I've address the comments except for adding a new test, which I will work on and that will probably get added tomorrow. I'm about to upload a new patch which is properly stacked on top of the 2 patches I had sent separately.

Adding a test right now that includes all possible summary types and fields in various combinations. This is essentially a combined index, which made testing all combinations significantly easier (no need to come up with matching IR), and also allowed me to test entries that aren't in the per module summaries (the TypeId entries introduced for CFI during the thin link), and force both forward and backwards references to various summary entry types.

This exposed a few issues that I am also uploading the fixes for (some CFI types and a few optional flags weren't being parsed properly, and backwards aliasee references weren't working correctly).

PTAL.

tejohnson updated this revision to Diff 152484.Jun 22 2018, 8:59 AM

Add new test with more complete parsing testing, and some fixes it triggered.

dexonsmith accepted this revision.Jun 22 2018, 7:46 PM

LGTM. Thanks!

I still think you might be able to use an Optional (see my inline comment) but I don't need to see this again.

include/llvm/IR/ModuleSummaryIndex.h
775–776 ↗(On Diff #150401)

I'm not sure we can use Optional here since StringSaver is non-copyable.

Optional doesn't require copyable or moveable. You can construct in place using the Optional::emplace member.

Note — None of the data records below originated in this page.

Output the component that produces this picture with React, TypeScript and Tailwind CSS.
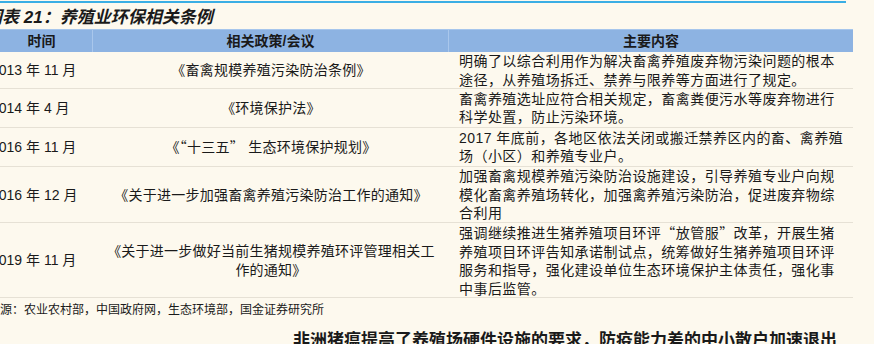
const q = (s: string) => <span className="font-['Noto_Sans_CJK_SC',sans-serif]">{s}</span>;

const rows = [
  {
    time: "2013 年 11 月",
    policy: [<>《畜禽规模养殖污染防治条例》</>],
    content: [
      <>明确了以综合利用作为解决畜禽养殖废弃物污染问题的根本</>,
      <>途径，从养殖场拆迁、禁养与限养等方面进行了规定。</>,
    ],
    h: "h-[37px]",
  },
  {
    time: "2014 年 4 月",
    policy: [<>《环境保护法》</>],
    content: [
      <>畜禽养殖选址应符合相关规定，畜禽粪便污水等废弃物进行</>,
      <>科学处置，防止污染环境。</>,
    ],
    h: "h-[39px]",
  },
  {
    time: "2016 年 11 月",
    policy: [<>《{q("“")}十三五{q("”")} 生态环境保护规划》</>],
    content: [
      <>2017 年底前，各地区依法关闭或搬迁禁养区内的畜、禽养殖</>,
      <>场（小区）和养殖专业户。</>,
    ],
    h: "h-[39px]",
  },
  {
    time: "2016 年 12 月",
    policy: [<>《关于进一步加强畜禽养殖污染防治工作的通知》</>],
    content: [
      <>加强畜禽规模养殖污染防治设施建设，引导养殖专业户向规</>,
      <>模化畜禽养殖场转化，加强禽养殖污染防治，促进废弃物综</>,
      <>合利用</>,
    ],
    h: "h-[56px]",
  },
  {
    time: "2019 年 11 月",
    policy: [<>《关于进一步做好当前生猪规模养殖环评管理相关工</>, <>作的通知》</>],
    content: [
      <>强调继续推进生猪养殖项目环评{q("“")}放管服{q("”")}改革，开展生猪</>,
      <>养殖项目环评告知承诺制试点，统筹做好生猪养殖项目环评</>,
      <>服务和指导，强化建设单位生态环境保护主体责任，强化事</>,
      <>中事后监管。</>,
    ],
    h: "h-[75px]",
  },
];

export default function App() {
  return (
    <div className="w-[874px] h-[344px] overflow-hidden bg-[#fdf9ee] text-[#1a1a1a] font-['Liberation_Sans','Noto_Sans_CJK_SC',sans-serif]">
      {/* top rule */}
      <div className="mt-[1px] h-[2px] w-[846px] bg-[#3aaee4]" />

      {/* title */}
      <div className="h-[26px] flex items-center ml-[-15px] pt-[2px]">
        <span className="text-[17px] leading-none font-bold italic whitespace-nowrap">
          图表 21：养殖业环保相关条例
        </span>
      </div>

      {/* table */}
      <div className="ml-[-9px] w-[862px]">
        <div className="grid grid-cols-[102px_356px_404px] h-[23px] bg-[#8db3e2] border-t border-[#a6c6ec] text-[14px] font-bold">
          <div className="flex items-center justify-center border-r border-[#a9c7ec]">时间</div>
          <div className="flex items-center justify-center border-r border-[#a9c7ec]">相关政策/会议</div>
          <div className="flex items-center justify-center">主要内容</div>
        </div>

        {rows.map((r) => (
          <div
            key={r.time}
            className={`grid grid-cols-[102px_356px_404px] border-b border-[#e6e1d5] text-[14px] leading-[18.5px] ${r.h}`}
          >
            <div className="flex items-center whitespace-nowrap">{r.time}</div>
            <div className="flex flex-col items-center justify-center tracking-[0.25px]">
              {r.policy.map((p, i) => (
                <span key={i} className="whitespace-nowrap">{p}</span>
              ))}
            </div>
            <div className="flex flex-col justify-center pl-[10px] tracking-[0.45px]">
              {r.content.map((c, i) => (
                <span key={i} className="whitespace-nowrap">{c}</span>
              ))}
            </div>
          </div>
        ))}
      </div>

      {/* source */}
      <div className="h-[24px] flex items-center ml-[-12px] text-[12px] whitespace-nowrap">
        来源：农业农村部，中国政府网，生态环境部，国金证券研究所
      </div>

      {/* next heading */}
      <div className="mt-[10px] pl-[293px] text-[17px] leading-none font-bold whitespace-nowrap">
        非洲猪瘟提高了养殖场硬件设施的要求，防疫能力差的中小散户加速退出
      </div>
    </div>
  );
}
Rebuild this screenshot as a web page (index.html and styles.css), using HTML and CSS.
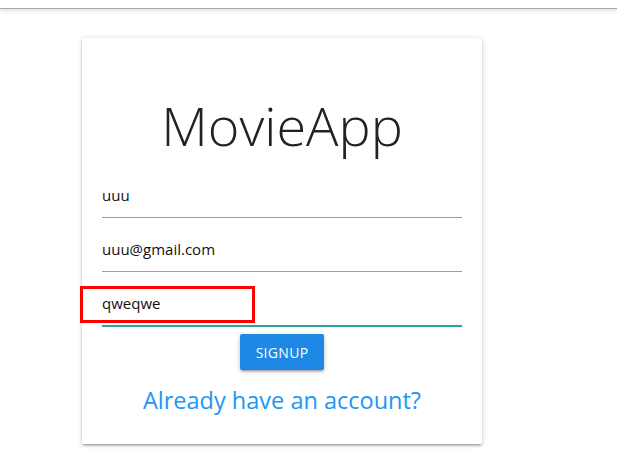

This revision is now accepted and ready to land.Jun 22 2018, 7:46 PM
tejohnson added inline comments.Jun 24 2018, 8:55 PM
include/llvm/IR/ModuleSummaryIndex.h
775–776 ↗(On Diff #150401)

Thanks, I missed that. The emplace solves another issue for me with the string saver change as well. I'm fixing this on D47842 (the patch with just the string saver change), and will add you to the review there. I'm going to add you to D47844 as well (the other patch this one depends on).

This revision was automatically updated to reflect the committed changes.